Anna Oliphant wants to stay at her Georgia high school with her best friend, the cute boy at the Multiplex named Toph, and the familiarity of United States rites of passage like Homecoming and Prom. Her father, however, has other plans: Anna will acquire Culture by spending her senior year in Paris. Anna, who speaks no French and has barely traveled, struggles to fit into this strange new world. Can she make new friends without replacing her best friend back home? Can she make new friends, full stop? Would getting to know Etienne St. Clair, her gorgeous French-American classmate, be a betrayal of the relationship she and Toph never had a chance to begin? Will she ever learn enough French to order something besides bread?
Anna is a lively, engaging first-person narrator, often laugh-out-loud funny (her father’s Nicholas Sparks-style books, for instance, are “about folks with Good American Values who Fall in Love and then contract Life-Threatening Diseases and Die”). I appreciated the fact that Anna takes her teenage conflicts seriously without acting melodramatic – in fact, the emotional manipulation is something she can’t stand about her father’s books. Etienne has more depth than typical YA love interests, including a life beyond Anna. What’s most appealing about him to me, as an adult reader, is how good he is for Anna. He helps her with French. He takes her around Paris, overcoming his fear of heights to show her the tall parts. He supports her as she struggles with her family and friends back home. He’s not a glamorous bad boy or a stalker-admirer, but rather an ordinary guy – the stuff of which stable (albeit affluent, cosmopolitan, and good-looking!) long-term partners are made.

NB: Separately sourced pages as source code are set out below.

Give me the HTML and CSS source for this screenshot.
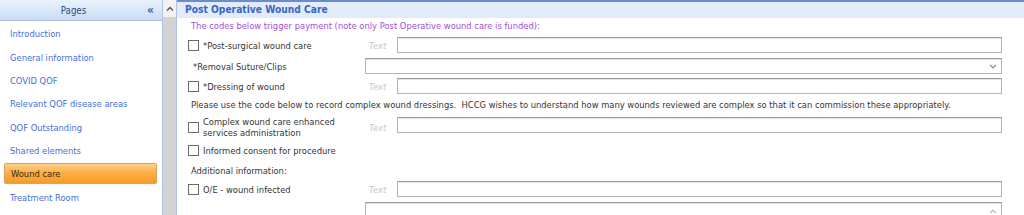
FILE: index.html
```html
<!DOCTYPE html>
<html lang="en">
<head>
  <meta charset="UTF-8" />
  <title>Post Operative Wound Care</title>
  <link rel="stylesheet" href="styles.css">
</head>
<body>
  <div class="app">
    <div class="sidebar">
      <div class="side-head">
        <span class="side-title">Pages</span>
        <span class="collapse">&laquo;</span>
      </div>
      <ul class="nav">
        <li>Introduction</li>
        <li>General information</li>
        <li>COVID QOF</li>
        <li>Relevant QOF disease areas</li>
        <li>QOF Outstanding</li>
        <li>Shared elements</li>
        <li class="active"><span>Wound care</span></li>
        <li>Treatment Room</li>
      </ul>
    </div>

    <div class="scroller">
      <div class="scroll-btn">
        <svg width="8" height="5" viewBox="0 0 8 5"><path d="M1 4.5 L4 1.5 L7 4.5" fill="none" stroke="#505050" stroke-width="1.3"/></svg>
      </div>
    </div>

    <div class="content">
      <div class="page-head">Post Operative Wound Care</div>

      <p class="note">The codes below trigger payment (note only Post Operative wound care is funded):</p>

      <div class="row r1">
        <label class="chk"><span class="box"></span>*Post-surgical wound care</label>
        <span class="hint">Text</span>
        <div class="field"></div>
      </div>

      <div class="row r2">
        <span class="plain">*Removal Suture/Clips</span>
        <div class="field select">
          <svg width="8" height="5" viewBox="0 0 8 5"><path d="M1 0.8 L4 3.8 L7 0.8" fill="none" stroke="#777" stroke-width="1.1"/></svg>
        </div>
      </div>

      <div class="row r3">
        <label class="chk"><span class="box"></span>*Dressing of wound</label>
        <span class="hint">Text</span>
        <div class="field"></div>
      </div>

      <p class="para">Please use the code below to record complex wound dressings.&nbsp; HCCG wishes to understand how many wounds reviewed are complex so that it can commission these appropriately.</p>

      <div class="row r4">
        <label class="chk"><span class="box"></span><span class="two">Complex wound care enhanced<br>services administration</span></label>
        <span class="hint">Text</span>
        <div class="field"></div>
      </div>

      <div class="row r5">
        <label class="chk"><span class="box"></span>Informed consent for procedure</label>
      </div>

      <p class="para extra">Additional information:</p>

      <div class="row r6">
        <label class="chk"><span class="box"></span>O/E - wound infected</label>
        <span class="hint">Text</span>
        <div class="field"></div>
      </div>

      <div class="row r7">
        <div class="field area">
          <svg width="8" height="5" viewBox="0 0 8 5"><path d="M1 4.2 L4 1.2 L7 4.2" fill="none" stroke="#aaa" stroke-width="1.1"/></svg>
        </div>
      </div>
    </div>
  </div>
</body>
</html>
```

FILE: styles.css
```css
* { box-sizing: border-box; }
body { margin: 0; background: #fff; font-family: "DejaVu Sans Condensed", "Liberation Sans", sans-serif; font-size: 9.3px; color: #333; overflow: hidden; }
.app { display: flex; height: 215px; overflow: hidden; }

/* left pages panel */
.sidebar { width: 163px; border-right: 1px solid #a9c3ea; flex-shrink: 0; }
.side-head { height: 21px; display: flex; align-items: center; padding: 0 8px 0 0; background: linear-gradient(#eaf2fc, #c9dcf5); border-bottom: 1px solid #a3bfe6; color: #2d4e8c; font-size: 9.6px; }
.side-title { flex: 1; text-align: center; }
.collapse { color: #3a68c0; font-weight: bold; font-size: 12px; }
.nav { list-style: none; margin: 0; padding: 1px 0 0; }
.nav li { height: 23.35px; display: flex; align-items: center; padding-left: 10px; color: #3f6fd6; }
.nav li.active { padding: 1px 5px 1px 4px; }
.nav li.active span { flex: 1; height: 100%; display: flex; align-items: center; padding-left: 6px; color: #3b2a12; background: linear-gradient(#ffd28a, #fbb047 45%, #f79a28); border: 1px solid #d9a55a; border-radius: 2px; box-shadow: 0 0 1px #c9c9c9; }

/* scrollbar strip */
.scroller { width: 14px; flex-shrink: 0; background: #d3d3d3; border-right: 1px solid #a9c3ea; }
.scroll-btn { height: 17px; background: #f2f2f2; display: flex; align-items: center; justify-content: center; }

/* main form */
.content { flex: 1; padding-right: 22px; }
.page-head { border-top: 2px solid #6a8ccc; background: #e3ebf8; height: 18px; padding-left: 8px; color: #3567c6; font-weight: bold; font-size: 10.2px; line-height: 16px; margin-right: -22px; }
.note, .para { margin: 0; padding-left: 14px; line-height: 14px; }
.note { color: #a24fce; margin-top: 1px; }
.para { margin-top: 4px; }
.para.extra { margin-top: 7px; }

.row { display: grid; grid-template-columns: 177px 32px 1fr; align-items: center; padding-left: 11px; }
.r1 { margin-top: 4px; }
.r2 { margin-top: 5px; }
.r3 { margin-top: 4px; }
.r4 { margin-top: 4px; }
.r5 { margin-top: 5px; height: 14px; }
.r6 { margin-top: 3px; }
.r7 { margin-top: 5px; }

.chk { display: flex; align-items: center; }
.box { width: 11px; height: 11px; border: 1px solid #6b6b6b; background: #fff; margin-right: 4px; flex-shrink: 0; }
.two { line-height: 11px; }
.plain { padding-left: 5px; }
.hint { color: #c9c9c9; font-style: italic; padding-left: 4px; }

.field { height: 16px; border: 1px solid #b4b4b4; border-top-color: #9a9a9a; background: #fff; box-shadow: inset 0 1px 0 #e6e6e6; }
.r4 .field { align-self: start; margin-top: 1px; }
.select { grid-column: 2 / 4; display: flex; align-items: center; justify-content: flex-end; padding-right: 4px; }
.area { grid-column: 2 / 4; height: 30px; display: flex; justify-content: flex-end; align-items: flex-start; padding: 6px 4px 0 0; }
```
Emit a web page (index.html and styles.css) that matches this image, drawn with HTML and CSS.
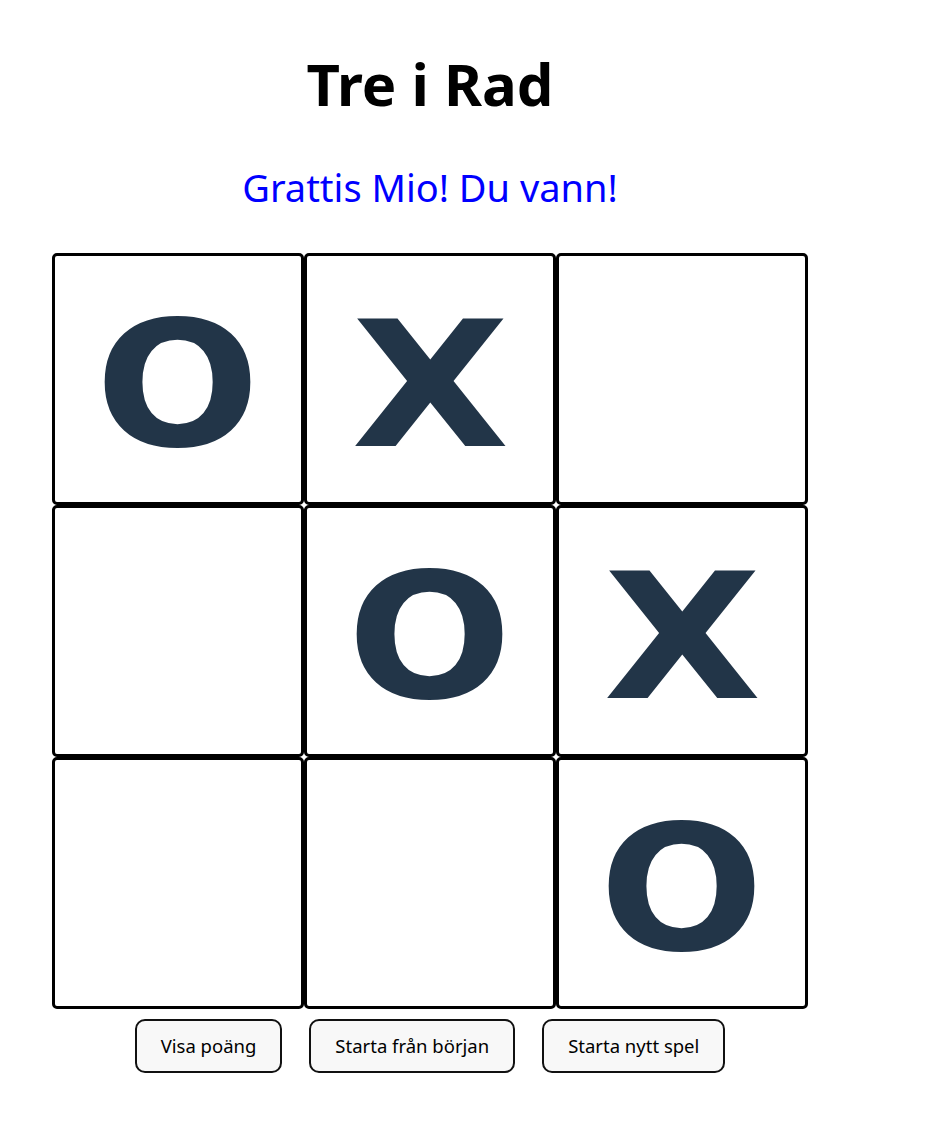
FILE: index.html
```html
<!DOCTYPE html>
<html lang="sv">
<head>
<meta charset="utf-8">
<title>Tre i Rad</title>
<link rel="stylesheet" href="styles.css">
</head>
<body>
<div class="app">
  <h1 class="title">Tre i Rad</h1>
  <p class="status">Grattis Mio! Du vann!</p>
  <div class="board">
    <div class="cell"><span class="mark mark-o">O</span></div>
    <div class="cell"><span class="mark mark-x">X</span></div>
    <div class="cell"></div>
    <div class="cell"></div>
    <div class="cell"><span class="mark mark-o">O</span></div>
    <div class="cell"><span class="mark mark-x">X</span></div>
    <div class="cell"></div>
    <div class="cell"></div>
    <div class="cell"><span class="mark mark-o">O</span></div>
  </div>
  <div class="controls">
    <button class="btn">Visa poäng</button>
    <button class="btn">Starta från början</button>
    <button class="btn">Starta nytt spel</button>
  </div>
</div>
</body>
</html>
```

FILE: styles.css
```css
body {
  margin: 8px;
  background: #ffffff;
  font-family: "Noto Sans", "Open Sans", sans-serif;
}

.app {
  width: 844px;
  display: flex;
  flex-direction: column;
  align-items: center;
}

.title {
  margin: 40px 0 0;
  font-size: 58px;
  font-weight: 700;
  line-height: 1.25;
  color: #000;
}

.status {
  margin: 42px 0 0;
  font-size: 38px;
  line-height: 1.3;
  color: #0000ff;
}

.board {
  margin-top: 41px;
  display: grid;
  grid-template-columns: repeat(3, 252px);
  grid-template-rows: repeat(3, 252px);
}

.cell {
  box-sizing: border-box;
  border: 3px solid #000;
  border-radius: 5px;
  display: flex;
  align-items: center;
  justify-content: center;
}

.mark {
  display: inline-block;
  font-family: "DejaVu Sans", sans-serif;
  font-weight: 700;
  font-size: 185px;
  line-height: 1;
  color: #223548;
}

.mark-o {
  transform: translateY(8px) scale(1.05, 0.94);
}

.mark-x {
  transform: translateY(8px) scale(1.11, 0.94);
}

.controls {
  margin-top: 10px;
  display: flex;
  gap: 27px;
}

.btn {
  height: 54px;
  padding: 0 24px;
  font-family: "Noto Sans", "Open Sans", sans-serif;
  font-size: 18.5px;
  color: #000;
  background: #f8f8f8;
  border: 2px solid #111;
  border-radius: 10px;
}
```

It’s a tribute to the richness of the story that Anna seems be a slightly different book for everyone I’ve talked to who read it. For my student, Anna captured the instability of even the best-intentioned teen friendships and relationships. This is not an oversimplified “I knew we’d be best friends immediately” or “Of course I forgive you, what are friends for?” sort of book. It’s filled with credible, cringe-worthy screwups, a fair share committed by Anna herself, and the solutions, when they exist, are not oversimplified. By contrast, I connected Anna’s insecurity in a foreign city to my own years as an expat. I’ve also felt Anna’s reverse-culture shock upon returning home, and her awkwardness with friends and family who don’t really want to hear about her new life. (In one authentic example, Anna rejects drive-through coffee and is accused of being a Eurofied snob). My sister found a third story in the book, relating Anna’s boarding school isolation to her own first months at college, and said she wished she’d read the book before she went to school, as it would have helped her feel less alone.
If you like interesting, detailed settings, quality writing, and a heroine worth rooting for, I wholeheartedly encourage you give Anna and the French Kiss a try. I wonder what story it will be for you.